Label Historical Data: Mark past transactions as either “Legitimate” (0) or “Fraudulent” (1). This often involves input from expert review teams, analysis of reported fraud cases, and potentially some rule-based flagging of suspicious activities.
Train the Predictive Model: Use a significant portion (e.g., 80%) of the labeled historical data to “teach” a machine learning algorithm. This involves cleaning/preprocessing the data, selecting appropriate features, choosing a suitable algorithm (like Logistic Regression, Random Forest, or a Neural Network), and training it to distinguish between legitimate and fraudulent patterns.
Deploy and Monitor: Implement the trained model to analyze new, incoming transactions in real-time. Continuously monitor its performance (accuracy, false positives/negatives) and retrain it periodically with new data to adapt to evolving fraud tactics.
A Crucial Note: The Modern AI Landscape (2024+)
Common Approaches: ML vs. Deep Learning
Machine Learning (ML) is a broad field, and Deep Learning (DL) is a subfield utilizing neural networks with multiple layers.
Traditional Machine Learning
Often effective with structured data and smaller datasets. Algorithms like Linear/Logistic Regression, SVMs, Decision Trees, Random Forests. Requires less computational power.

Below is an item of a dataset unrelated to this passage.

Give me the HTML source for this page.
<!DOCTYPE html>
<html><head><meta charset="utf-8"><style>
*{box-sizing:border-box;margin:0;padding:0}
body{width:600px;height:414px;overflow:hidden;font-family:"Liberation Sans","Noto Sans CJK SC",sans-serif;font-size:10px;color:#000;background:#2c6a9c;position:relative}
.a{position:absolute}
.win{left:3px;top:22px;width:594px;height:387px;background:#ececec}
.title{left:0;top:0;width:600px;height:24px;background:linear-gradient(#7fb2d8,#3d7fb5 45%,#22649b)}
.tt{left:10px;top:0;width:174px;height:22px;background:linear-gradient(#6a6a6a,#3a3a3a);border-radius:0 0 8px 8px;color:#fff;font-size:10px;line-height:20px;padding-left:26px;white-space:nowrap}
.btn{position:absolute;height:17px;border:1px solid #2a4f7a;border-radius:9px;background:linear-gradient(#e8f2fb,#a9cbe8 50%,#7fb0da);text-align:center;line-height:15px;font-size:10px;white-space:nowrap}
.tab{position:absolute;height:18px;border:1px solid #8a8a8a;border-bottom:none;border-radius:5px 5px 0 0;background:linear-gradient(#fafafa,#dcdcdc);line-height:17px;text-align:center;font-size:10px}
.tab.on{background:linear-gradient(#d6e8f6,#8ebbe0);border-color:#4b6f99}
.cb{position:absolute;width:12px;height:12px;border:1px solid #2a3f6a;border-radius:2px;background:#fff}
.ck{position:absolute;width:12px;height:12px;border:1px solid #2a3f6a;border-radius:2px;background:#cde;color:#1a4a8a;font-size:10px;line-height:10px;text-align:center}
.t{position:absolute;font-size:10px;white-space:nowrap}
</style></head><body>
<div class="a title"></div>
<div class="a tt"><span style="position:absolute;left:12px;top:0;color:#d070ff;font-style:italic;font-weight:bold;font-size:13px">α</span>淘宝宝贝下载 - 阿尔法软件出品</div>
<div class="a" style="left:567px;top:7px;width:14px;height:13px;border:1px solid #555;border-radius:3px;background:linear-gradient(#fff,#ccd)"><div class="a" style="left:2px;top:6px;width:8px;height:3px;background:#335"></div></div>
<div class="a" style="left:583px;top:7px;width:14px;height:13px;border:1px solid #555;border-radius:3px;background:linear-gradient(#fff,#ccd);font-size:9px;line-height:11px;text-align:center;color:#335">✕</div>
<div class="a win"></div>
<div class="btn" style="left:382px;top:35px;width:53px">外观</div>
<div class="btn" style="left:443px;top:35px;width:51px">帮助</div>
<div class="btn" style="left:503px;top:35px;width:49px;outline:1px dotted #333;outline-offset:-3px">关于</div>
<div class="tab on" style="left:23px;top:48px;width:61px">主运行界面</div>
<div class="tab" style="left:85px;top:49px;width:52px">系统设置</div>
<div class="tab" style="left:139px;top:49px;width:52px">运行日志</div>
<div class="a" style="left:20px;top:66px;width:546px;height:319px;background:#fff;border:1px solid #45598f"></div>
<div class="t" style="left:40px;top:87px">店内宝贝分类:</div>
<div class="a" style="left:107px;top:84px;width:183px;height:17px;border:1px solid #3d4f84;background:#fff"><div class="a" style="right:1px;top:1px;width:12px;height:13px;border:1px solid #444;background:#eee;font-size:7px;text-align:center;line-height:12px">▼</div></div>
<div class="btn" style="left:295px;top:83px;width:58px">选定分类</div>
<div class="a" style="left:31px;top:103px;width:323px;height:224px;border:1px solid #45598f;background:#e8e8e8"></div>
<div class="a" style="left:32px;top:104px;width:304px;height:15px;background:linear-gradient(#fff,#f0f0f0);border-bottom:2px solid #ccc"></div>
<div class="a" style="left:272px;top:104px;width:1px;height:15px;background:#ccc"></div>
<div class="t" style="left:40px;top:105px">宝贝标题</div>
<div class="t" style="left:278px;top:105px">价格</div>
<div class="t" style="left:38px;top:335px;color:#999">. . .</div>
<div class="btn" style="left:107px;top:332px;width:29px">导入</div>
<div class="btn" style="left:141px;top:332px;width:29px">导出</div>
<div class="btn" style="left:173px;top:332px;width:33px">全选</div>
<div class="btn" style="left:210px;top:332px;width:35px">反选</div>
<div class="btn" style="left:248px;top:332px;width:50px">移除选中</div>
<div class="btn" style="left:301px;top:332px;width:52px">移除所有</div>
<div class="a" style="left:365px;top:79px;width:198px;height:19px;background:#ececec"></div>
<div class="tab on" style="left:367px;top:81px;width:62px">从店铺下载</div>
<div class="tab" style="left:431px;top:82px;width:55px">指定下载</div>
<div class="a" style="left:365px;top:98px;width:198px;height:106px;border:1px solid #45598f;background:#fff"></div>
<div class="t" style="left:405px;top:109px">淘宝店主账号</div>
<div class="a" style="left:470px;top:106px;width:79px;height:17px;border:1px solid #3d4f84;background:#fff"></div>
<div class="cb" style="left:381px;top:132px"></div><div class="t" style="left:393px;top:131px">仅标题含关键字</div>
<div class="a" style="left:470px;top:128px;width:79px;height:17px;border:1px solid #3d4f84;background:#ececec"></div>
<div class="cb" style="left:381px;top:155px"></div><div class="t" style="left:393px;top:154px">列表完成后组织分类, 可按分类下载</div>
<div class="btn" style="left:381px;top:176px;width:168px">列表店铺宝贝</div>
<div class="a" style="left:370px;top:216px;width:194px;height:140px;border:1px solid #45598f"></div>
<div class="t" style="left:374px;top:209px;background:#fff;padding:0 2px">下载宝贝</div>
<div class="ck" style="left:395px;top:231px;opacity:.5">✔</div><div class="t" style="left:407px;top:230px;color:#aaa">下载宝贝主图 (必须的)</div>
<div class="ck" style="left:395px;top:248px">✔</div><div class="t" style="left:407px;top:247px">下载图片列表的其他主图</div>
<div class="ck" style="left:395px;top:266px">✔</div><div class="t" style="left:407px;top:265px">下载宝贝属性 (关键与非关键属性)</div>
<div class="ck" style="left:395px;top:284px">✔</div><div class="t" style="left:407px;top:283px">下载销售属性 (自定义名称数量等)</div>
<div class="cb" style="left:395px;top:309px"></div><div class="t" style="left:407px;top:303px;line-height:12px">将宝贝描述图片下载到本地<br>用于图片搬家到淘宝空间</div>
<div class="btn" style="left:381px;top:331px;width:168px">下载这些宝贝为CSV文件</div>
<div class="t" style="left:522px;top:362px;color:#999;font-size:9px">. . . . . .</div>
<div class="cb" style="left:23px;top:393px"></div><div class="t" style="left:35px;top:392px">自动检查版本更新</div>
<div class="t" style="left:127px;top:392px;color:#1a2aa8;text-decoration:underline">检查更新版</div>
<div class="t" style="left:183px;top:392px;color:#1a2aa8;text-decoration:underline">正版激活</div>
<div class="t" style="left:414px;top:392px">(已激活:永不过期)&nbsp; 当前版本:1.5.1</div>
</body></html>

Example: A smartwatch using sensor data (heart rate, movement) to classify activity (walking, running, swimming). Runs efficiently on the device.
Deep Learning
Excels with unstructured data (images, text, audio) and massive datasets. Utilizes deep neural networks (CNNs, RNNs, Transformers). Requires significant computational power (GPUs/TPUs).
Example: A self-driving car’s vision system processing real-time video to identify pedestrians, vehicles, and signs with extremely high accuracy.

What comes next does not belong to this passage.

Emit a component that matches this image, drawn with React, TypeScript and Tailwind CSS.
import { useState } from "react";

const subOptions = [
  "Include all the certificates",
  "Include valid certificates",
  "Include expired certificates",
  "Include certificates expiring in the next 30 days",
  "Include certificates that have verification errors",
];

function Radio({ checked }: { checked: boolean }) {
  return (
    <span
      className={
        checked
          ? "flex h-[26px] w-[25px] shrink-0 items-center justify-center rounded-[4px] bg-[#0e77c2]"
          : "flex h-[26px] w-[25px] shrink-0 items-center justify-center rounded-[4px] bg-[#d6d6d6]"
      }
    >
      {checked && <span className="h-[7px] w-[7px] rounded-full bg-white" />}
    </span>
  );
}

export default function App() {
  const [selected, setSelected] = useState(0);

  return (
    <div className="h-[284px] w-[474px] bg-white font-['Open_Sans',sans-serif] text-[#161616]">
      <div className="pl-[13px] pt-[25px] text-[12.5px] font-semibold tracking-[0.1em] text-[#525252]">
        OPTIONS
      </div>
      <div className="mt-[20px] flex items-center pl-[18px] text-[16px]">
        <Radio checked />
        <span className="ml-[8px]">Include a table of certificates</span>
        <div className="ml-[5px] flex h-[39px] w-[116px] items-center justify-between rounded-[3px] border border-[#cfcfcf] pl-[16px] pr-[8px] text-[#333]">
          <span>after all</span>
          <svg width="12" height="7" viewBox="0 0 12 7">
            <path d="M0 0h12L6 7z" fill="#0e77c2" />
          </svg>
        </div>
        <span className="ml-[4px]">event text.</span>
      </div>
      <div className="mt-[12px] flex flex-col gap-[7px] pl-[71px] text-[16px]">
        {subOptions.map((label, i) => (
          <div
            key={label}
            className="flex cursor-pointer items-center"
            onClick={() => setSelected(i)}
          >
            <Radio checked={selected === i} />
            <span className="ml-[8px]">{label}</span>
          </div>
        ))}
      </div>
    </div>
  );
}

Key Roles in the Data Ecosystem
Different roles focus on specific parts of the data lifecycle:
Data Engineer
Focus: Builds and maintains the data infrastructure.
Tasks: Design data pipelines (ETL/ELT), manage databases & data warehouses, ensure data quality and accessibility, build APIs.
Tools: SQL, Python/Java/Scala, Spark, Kafka, Airflow, Cloud Platforms (AWS, Azure, GCP), Docker.
Data Analyst
Focus: Explores data to find insights and communicate findings.
Tasks: Clean & transform data, perform exploratory data analysis (EDA), create visualizations & dashboards, report on key metrics.
Tools: SQL, Python (Pandas), R, Excel, BI Tools (Tableau, Power BI, Looker).
Data Scientist
Focus: Uses advanced techniques to build models and solve complex problems.
Tasks: Design experiments, develop & test statistical/ML models, interpret results, communicate insights to stakeholders.
Tools: Python (Pandas, NumPy, Scikit-learn), R, SQL, Statistics, ML Frameworks.
Machine Learning Engineer
Focus: Deploys, monitors, and scales machine learning models in production.
Tasks: Optimize models for performance, build MLOps pipelines, integrate models into applications, ensure reliability.
Tools: Python, ML Frameworks (TensorFlow, PyTorch), MLOps Tools (MLflow, Kubeflow), Cloud Platforms, Docker/Kubernetes.